Don’t expect to get the retained card back. If the ATM belongs to a different bank than yours, the operator will almost certainly destroy the card following standard security procedures. Even your own bank is unlikely to retrieve it from inside the machine. The real path forward is cancellation and reissuance.

Most issuers begin processing a replacement card as soon as you complete the phone report. A standard replacement typically arrives by mail within seven to ten business days. Many banks charge nothing for a standard replacement, though some charge a small fee. If you need the card sooner, expedited shipping can cut the wait to two or three business days for an additional fee that varies by issuer.

The replacement card will have a new card number, a new expiration date, and a new security code (CVV). That’s deliberate: it ensures anyone who obtained the old card’s details can’t use them.

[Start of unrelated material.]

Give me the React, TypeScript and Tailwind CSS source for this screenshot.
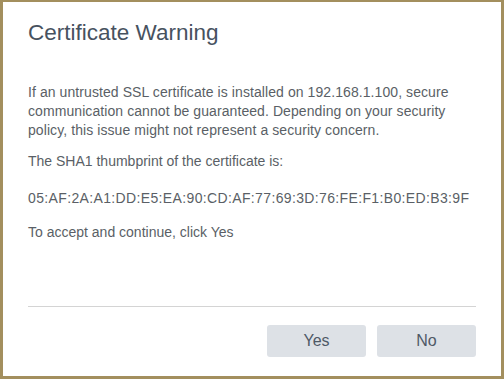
export default function App() {
  return (
    <div className="w-[504px] h-[379px] bg-[#a38f5e] pt-[2px] pl-[3px] pr-[3px] pb-[3px]" style={{ fontFamily: '"Liberation Sans", Arial, sans-serif' }}>
      <div className="h-full bg-white flex flex-col px-[25px]">
        <h1 className="text-[22.5px] leading-none text-[#47525f] mt-[20px]">Certificate Warning</h1>
        <div className="mt-[38px] text-[14px] leading-[19px] text-[#5a5f66]">
          <p className="tracking-[0.08px]">
            If an untrusted SSL certificate is installed on 192.168.1.100, secure communication cannot be guaranteed. Depending on your security policy, this issue might not represent a security concern.
          </p>
          <p className="mt-[12px]">The SHA1 thumbprint of the certificate is:</p>
          <p className="mt-[18px] tracking-[0.36px]">05:AF:2A:A1:DD:E5:EA:90:CD:AF:77:69:3D:76:FE:F1:B0:ED:B3:9F</p>
          <p className="mt-[15px]">To accept and continue, click Yes</p>
        </div>
        <div className="mt-auto border-t border-[#d4d4d4]" />
        <div className="flex justify-end gap-[11px] pt-[18px] pb-[19px]">
          <button className="w-[99px] h-[32px] rounded-[3px] bg-[#dde1e6] text-[16px] text-[#4f5966]">Yes</button>
          <button className="w-[99px] h-[32px] rounded-[3px] bg-[#dde1e6] text-[16px] text-[#4f5966]">No</button>
        </div>
      </div>
    </div>
  );
}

Updating Digital Wallets and Recurring Payments

A new card number means every service that stored the old one needs updating. This is the step most people forget, and it leads to declined payments and late fees weeks later.

Digital wallets handle the transition differently. Google Wallet notes that your bank may automatically update the card in the app once the new card is created, letting you continue using tap-to-pay on your phone even before the physical card arrives. For online purchases, you may still need to update the card details manually in your Google account once you have the new card in hand.8Google Wallet Help. Manage Payment Methods Added to the Google Wallet App Apple Pay typically updates automatically when your bank issues a replacement, keeping the card active in your wallet throughout the transition. Whether the automatic update works depends on your bank supporting it, so check your wallet app after the new card is issued to confirm.

For everything else, make a list of services that charge the old card: streaming subscriptions, insurance premiums, gym memberships, utility autopay, loan payments. Update each one with the new card number as soon as it arrives. Missing an automatic payment on a loan or insurance policy can trigger consequences far more expensive than the inconvenience of the retained card itself.